[Begin]

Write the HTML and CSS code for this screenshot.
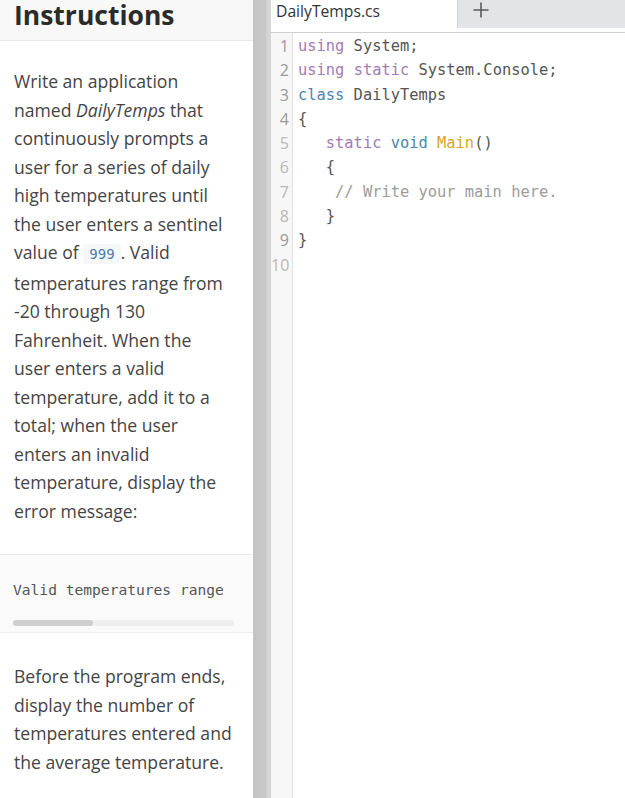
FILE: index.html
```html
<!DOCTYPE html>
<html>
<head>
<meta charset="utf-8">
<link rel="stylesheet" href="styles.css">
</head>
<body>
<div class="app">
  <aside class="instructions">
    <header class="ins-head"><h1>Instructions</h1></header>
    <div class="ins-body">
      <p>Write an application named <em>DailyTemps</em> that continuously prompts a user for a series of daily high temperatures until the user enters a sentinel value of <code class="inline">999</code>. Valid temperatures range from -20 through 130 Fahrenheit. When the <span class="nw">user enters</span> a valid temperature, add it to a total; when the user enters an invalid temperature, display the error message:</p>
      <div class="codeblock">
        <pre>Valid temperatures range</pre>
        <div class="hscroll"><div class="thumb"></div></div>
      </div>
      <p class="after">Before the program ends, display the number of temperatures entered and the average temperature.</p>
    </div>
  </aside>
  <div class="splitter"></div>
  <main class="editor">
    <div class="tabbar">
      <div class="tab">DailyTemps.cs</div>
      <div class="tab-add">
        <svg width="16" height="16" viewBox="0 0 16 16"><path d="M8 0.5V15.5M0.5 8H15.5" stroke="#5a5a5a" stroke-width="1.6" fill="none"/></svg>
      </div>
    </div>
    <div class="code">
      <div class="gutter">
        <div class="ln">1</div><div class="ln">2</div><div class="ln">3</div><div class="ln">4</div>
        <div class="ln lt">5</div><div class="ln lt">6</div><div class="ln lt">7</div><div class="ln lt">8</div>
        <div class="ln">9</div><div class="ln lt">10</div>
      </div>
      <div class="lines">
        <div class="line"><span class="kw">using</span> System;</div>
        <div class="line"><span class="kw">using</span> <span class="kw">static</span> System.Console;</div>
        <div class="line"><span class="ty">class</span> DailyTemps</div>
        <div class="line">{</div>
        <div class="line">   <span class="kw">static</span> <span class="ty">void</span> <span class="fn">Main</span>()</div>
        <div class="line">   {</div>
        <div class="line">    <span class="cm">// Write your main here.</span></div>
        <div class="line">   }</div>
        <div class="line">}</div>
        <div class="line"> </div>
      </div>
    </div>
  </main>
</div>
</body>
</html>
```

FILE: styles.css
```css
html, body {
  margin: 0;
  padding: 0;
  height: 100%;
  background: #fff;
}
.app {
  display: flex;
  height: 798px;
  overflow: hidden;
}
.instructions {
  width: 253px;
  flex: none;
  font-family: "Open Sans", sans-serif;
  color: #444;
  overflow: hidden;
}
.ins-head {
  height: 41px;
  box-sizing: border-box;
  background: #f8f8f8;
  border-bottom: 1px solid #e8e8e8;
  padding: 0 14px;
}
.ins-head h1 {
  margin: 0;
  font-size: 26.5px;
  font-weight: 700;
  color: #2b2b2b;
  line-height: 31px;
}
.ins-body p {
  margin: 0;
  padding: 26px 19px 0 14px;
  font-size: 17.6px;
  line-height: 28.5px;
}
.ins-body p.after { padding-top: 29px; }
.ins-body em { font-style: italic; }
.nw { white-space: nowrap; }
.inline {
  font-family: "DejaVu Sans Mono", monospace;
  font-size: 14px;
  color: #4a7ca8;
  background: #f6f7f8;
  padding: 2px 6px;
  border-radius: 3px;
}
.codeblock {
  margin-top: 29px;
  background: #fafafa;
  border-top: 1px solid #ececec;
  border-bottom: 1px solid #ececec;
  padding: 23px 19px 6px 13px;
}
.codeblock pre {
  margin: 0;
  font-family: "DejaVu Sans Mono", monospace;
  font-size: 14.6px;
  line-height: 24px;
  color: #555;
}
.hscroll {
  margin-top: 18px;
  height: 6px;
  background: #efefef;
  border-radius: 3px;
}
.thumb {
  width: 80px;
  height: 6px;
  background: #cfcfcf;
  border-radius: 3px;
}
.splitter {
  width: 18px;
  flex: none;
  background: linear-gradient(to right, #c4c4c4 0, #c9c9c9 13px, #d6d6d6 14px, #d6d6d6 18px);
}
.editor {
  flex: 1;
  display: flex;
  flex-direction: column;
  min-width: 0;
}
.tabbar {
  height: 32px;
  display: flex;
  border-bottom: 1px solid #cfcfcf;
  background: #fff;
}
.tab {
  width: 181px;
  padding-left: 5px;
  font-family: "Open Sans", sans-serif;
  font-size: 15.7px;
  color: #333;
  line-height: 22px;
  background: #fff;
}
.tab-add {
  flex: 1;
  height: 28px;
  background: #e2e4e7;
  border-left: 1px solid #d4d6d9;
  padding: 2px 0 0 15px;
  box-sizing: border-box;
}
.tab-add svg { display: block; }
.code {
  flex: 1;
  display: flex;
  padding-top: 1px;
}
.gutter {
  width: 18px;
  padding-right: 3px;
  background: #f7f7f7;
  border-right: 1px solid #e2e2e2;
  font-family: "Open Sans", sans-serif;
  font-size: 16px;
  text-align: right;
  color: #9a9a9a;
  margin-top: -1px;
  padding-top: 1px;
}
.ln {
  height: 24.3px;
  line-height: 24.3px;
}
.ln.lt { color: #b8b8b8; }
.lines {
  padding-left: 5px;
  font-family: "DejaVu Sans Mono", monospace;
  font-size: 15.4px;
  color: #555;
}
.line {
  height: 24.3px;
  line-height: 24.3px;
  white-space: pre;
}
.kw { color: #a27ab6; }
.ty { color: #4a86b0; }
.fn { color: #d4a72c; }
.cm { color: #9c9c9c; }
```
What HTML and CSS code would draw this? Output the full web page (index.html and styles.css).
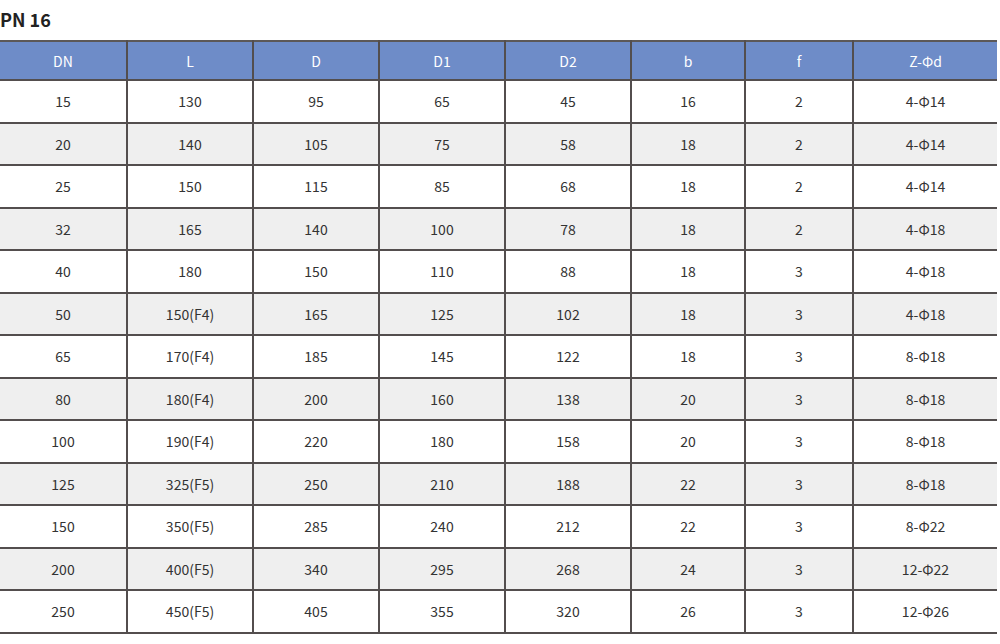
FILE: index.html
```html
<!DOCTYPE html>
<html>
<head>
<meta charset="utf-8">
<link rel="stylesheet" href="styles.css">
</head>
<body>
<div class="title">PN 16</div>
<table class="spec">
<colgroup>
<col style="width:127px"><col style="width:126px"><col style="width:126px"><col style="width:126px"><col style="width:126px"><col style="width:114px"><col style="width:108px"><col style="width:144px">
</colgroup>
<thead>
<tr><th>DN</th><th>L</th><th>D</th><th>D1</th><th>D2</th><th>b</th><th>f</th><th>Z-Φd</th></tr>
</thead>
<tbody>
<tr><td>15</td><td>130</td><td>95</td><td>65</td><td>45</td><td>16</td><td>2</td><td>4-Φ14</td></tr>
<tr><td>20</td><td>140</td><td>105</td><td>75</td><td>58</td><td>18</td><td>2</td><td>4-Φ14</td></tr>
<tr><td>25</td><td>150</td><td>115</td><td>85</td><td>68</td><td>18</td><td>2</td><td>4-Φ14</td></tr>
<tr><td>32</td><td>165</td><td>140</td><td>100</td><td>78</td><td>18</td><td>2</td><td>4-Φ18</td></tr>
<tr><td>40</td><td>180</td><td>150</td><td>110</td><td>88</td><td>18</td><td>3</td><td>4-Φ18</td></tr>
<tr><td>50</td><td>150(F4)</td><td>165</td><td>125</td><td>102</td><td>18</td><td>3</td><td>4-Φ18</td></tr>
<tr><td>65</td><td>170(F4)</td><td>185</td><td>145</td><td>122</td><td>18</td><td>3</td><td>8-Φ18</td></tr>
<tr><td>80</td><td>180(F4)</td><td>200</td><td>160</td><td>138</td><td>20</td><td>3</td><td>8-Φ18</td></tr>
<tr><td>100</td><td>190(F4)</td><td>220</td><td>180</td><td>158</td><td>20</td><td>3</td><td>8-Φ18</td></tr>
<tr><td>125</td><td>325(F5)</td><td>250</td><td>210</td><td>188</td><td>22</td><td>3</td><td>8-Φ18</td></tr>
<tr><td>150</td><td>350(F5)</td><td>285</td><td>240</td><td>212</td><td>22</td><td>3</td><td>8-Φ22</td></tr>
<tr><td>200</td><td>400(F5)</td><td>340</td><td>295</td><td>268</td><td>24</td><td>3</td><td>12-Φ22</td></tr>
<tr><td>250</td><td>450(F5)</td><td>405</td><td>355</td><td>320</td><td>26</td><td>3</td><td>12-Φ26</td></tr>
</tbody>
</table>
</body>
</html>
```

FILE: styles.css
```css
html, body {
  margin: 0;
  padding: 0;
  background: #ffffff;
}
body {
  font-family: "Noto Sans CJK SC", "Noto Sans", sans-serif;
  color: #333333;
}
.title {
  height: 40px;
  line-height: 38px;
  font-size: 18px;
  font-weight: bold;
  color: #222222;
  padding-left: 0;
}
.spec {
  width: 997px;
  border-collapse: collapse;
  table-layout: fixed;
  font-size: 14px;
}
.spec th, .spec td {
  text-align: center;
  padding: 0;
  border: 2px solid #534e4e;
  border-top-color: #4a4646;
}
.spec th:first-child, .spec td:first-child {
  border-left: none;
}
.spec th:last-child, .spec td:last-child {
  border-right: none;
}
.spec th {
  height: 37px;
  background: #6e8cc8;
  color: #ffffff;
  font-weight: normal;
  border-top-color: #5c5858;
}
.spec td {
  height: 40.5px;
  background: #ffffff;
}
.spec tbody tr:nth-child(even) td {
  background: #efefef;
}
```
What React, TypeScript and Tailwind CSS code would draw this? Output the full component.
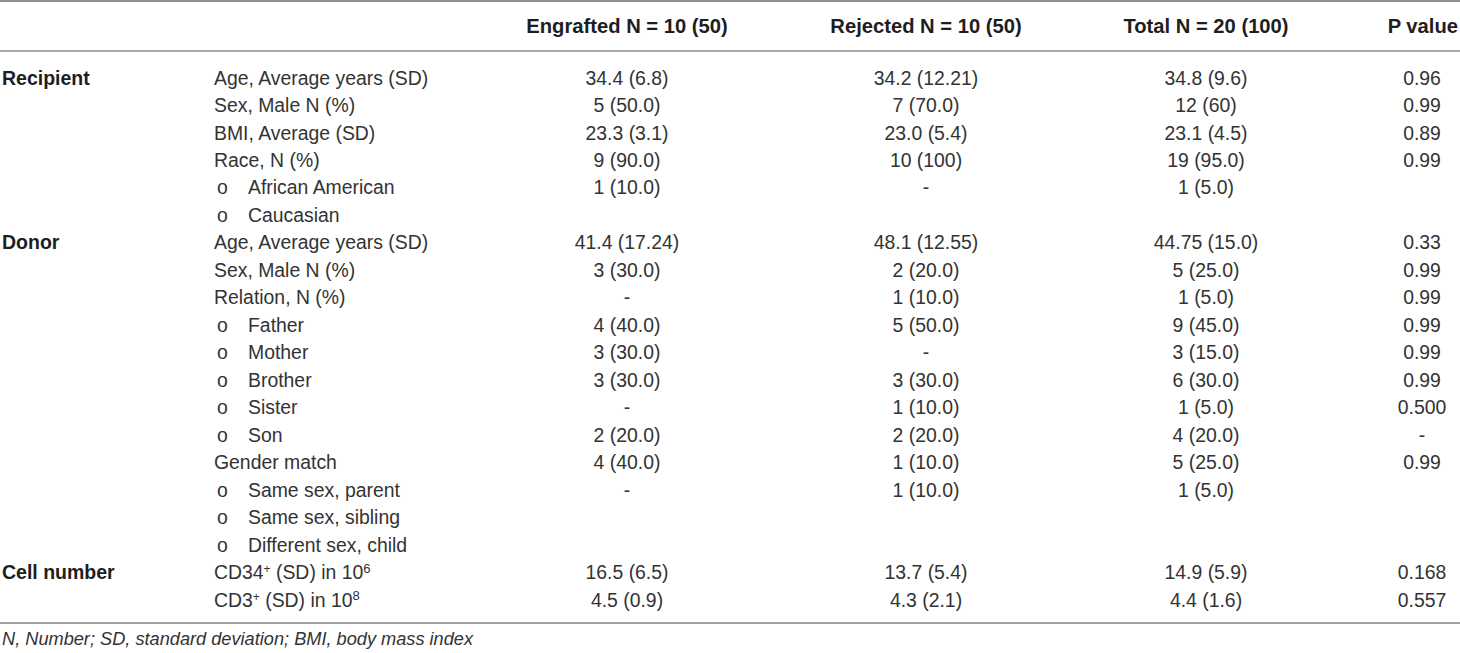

[End]

GOAL: From the data above, gather every line that includes the word "What".

CORRECT RESPONSE:
What HTML and CSS code would draw this? Output the full web page (index.html and styles.css).
What React, TypeScript and Tailwind CSS code would draw this? Output the full component.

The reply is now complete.